INPUT FOR THIS TASK ▸
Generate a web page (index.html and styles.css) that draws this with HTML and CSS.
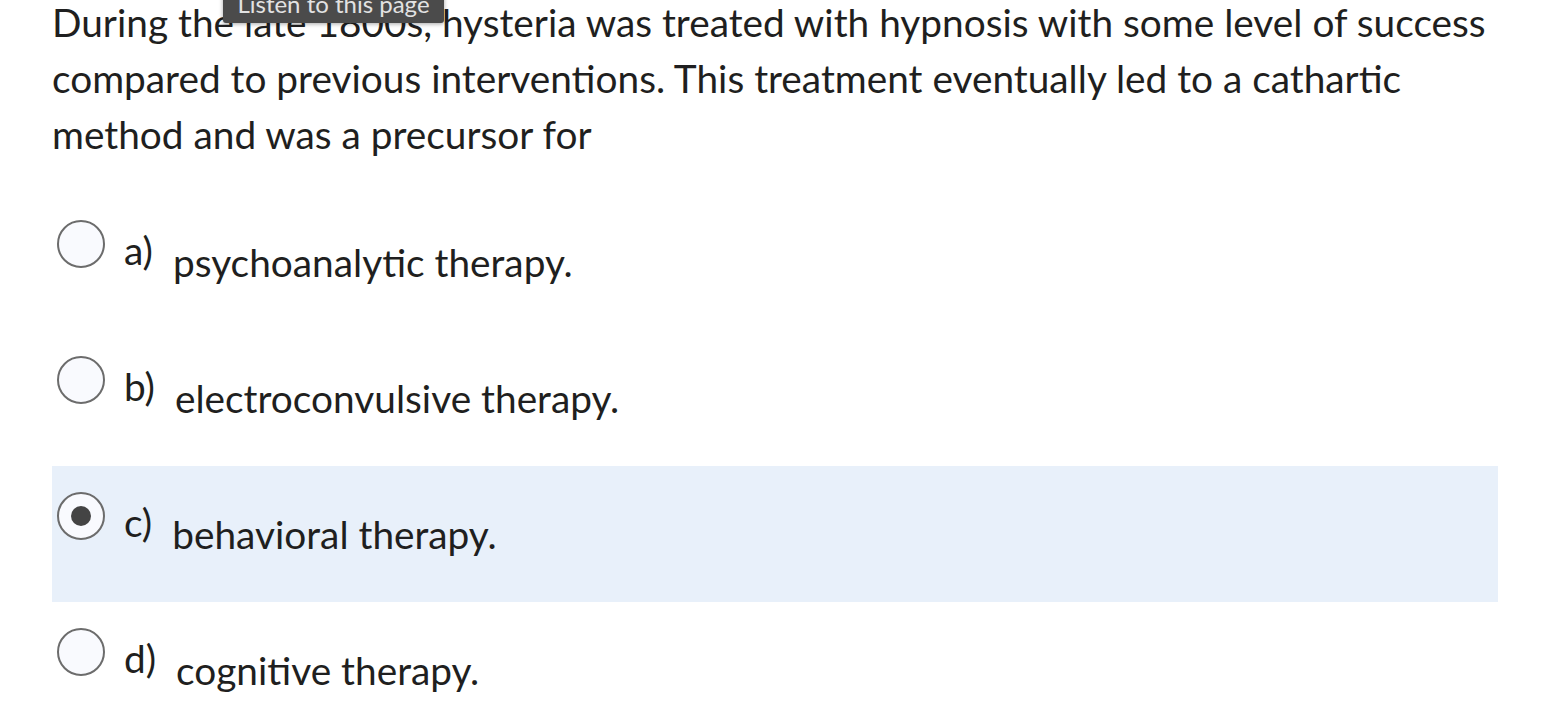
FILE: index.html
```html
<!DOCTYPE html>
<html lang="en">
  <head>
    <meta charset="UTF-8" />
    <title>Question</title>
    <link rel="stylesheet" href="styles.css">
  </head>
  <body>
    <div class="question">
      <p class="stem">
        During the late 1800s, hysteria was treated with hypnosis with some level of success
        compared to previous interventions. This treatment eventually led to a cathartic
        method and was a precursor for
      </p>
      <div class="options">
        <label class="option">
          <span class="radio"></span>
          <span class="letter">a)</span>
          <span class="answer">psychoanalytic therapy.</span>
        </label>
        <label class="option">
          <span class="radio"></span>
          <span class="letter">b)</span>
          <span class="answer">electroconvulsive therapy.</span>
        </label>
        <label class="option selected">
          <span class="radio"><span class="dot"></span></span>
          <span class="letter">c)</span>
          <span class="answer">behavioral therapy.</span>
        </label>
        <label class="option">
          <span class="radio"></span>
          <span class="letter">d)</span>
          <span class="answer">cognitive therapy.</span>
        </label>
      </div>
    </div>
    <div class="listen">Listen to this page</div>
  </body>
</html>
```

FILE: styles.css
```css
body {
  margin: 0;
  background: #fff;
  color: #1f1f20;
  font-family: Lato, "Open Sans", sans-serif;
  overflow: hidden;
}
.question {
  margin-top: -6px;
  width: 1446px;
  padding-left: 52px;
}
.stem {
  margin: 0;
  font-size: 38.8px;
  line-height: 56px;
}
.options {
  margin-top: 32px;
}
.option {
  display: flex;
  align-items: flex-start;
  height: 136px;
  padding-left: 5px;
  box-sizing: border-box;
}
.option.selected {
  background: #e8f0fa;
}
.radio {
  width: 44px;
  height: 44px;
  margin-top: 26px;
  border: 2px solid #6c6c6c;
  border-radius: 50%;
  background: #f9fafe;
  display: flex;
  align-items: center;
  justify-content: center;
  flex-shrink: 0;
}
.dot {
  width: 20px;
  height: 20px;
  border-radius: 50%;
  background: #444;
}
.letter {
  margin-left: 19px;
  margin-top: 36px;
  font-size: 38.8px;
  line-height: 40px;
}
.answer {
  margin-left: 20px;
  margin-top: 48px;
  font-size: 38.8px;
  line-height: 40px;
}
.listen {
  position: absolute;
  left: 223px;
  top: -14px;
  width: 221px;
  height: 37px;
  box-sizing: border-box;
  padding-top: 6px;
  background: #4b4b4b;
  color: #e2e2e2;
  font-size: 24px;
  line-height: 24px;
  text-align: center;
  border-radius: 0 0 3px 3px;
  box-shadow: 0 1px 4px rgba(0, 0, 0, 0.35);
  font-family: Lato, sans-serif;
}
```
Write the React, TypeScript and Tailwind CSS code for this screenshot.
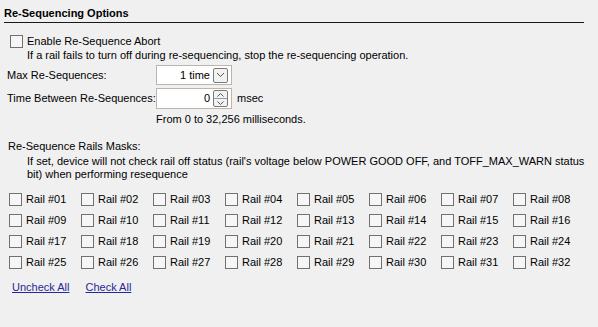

EXERCISE DIRECTIONS ▸ Exclude the images, then output the data above word for word.

WRITTEN REPLY ▸
Generate a web page (index.html and styles.css) that draws this with HTML and CSS.
FILE: index.html
```html
<!DOCTYPE html>
<html lang="en">
  <head>
    <meta charset="UTF-8" />
    <title>Question</title>
    <link rel="stylesheet" href="styles.css">
  </head>
  <body>
    <div class="question">
      <p class="stem">
        During the late 1800s, hysteria was treated with hypnosis with some level of success
        compared to previous interventions. This treatment eventually led to a cathartic
        method and was a precursor for
      </p>
      <div class="options">
        <label class="option">
          <span class="radio"></span>
          <span class="letter">a)</span>
          <span class="answer">psychoanalytic therapy.</span>
        </label>
        <label class="option">
          <span class="radio"></span>
          <span class="letter">b)</span>
          <span class="answer">electroconvulsive therapy.</span>
        </label>
        <label class="option selected">
          <span class="radio"><span class="dot"></span></span>
          <span class="letter">c)</span>
          <span class="answer">behavioral therapy.</span>
        </label>
        <label class="option">
          <span class="radio"></span>
          <span class="letter">d)</span>
          <span class="answer">cognitive therapy.</span>
        </label>
      </div>
    </div>
    <div class="listen">Listen to this page</div>
  </body>
</html>
```

FILE: styles.css
```css
body {
  margin: 0;
  background: #fff;
  color: #1f1f20;
  font-family: Lato, "Open Sans", sans-serif;
  overflow: hidden;
}
.question {
  margin-top: -6px;
  width: 1446px;
  padding-left: 52px;
}
.stem {
  margin: 0;
  font-size: 38.8px;
  line-height: 56px;
}
.options {
  margin-top: 32px;
}
.option {
  display: flex;
  align-items: flex-start;
  height: 136px;
  padding-left: 5px;
  box-sizing: border-box;
}
.option.selected {
  background: #e8f0fa;
}
.radio {
  width: 44px;
  height: 44px;
  margin-top: 26px;
  border: 2px solid #6c6c6c;
  border-radius: 50%;
  background: #f9fafe;
  display: flex;
  align-items: center;
  justify-content: center;
  flex-shrink: 0;
}
.dot {
  width: 20px;
  height: 20px;
  border-radius: 50%;
  background: #444;
}
.letter {
  margin-left: 19px;
  margin-top: 36px;
  font-size: 38.8px;
  line-height: 40px;
}
.answer {
  margin-left: 20px;
  margin-top: 48px;
  font-size: 38.8px;
  line-height: 40px;
}
.listen {
  position: absolute;
  left: 223px;
  top: -14px;
  width: 221px;
  height: 37px;
  box-sizing: border-box;
  padding-top: 6px;
  background: #4b4b4b;
  color: #e2e2e2;
  font-size: 24px;
  line-height: 24px;
  text-align: center;
  border-radius: 0 0 3px 3px;
  box-shadow: 0 1px 4px rgba(0, 0, 0, 0.35);
  font-family: Lato, sans-serif;
}
```
Write the React, TypeScript and Tailwind CSS code for this screenshot.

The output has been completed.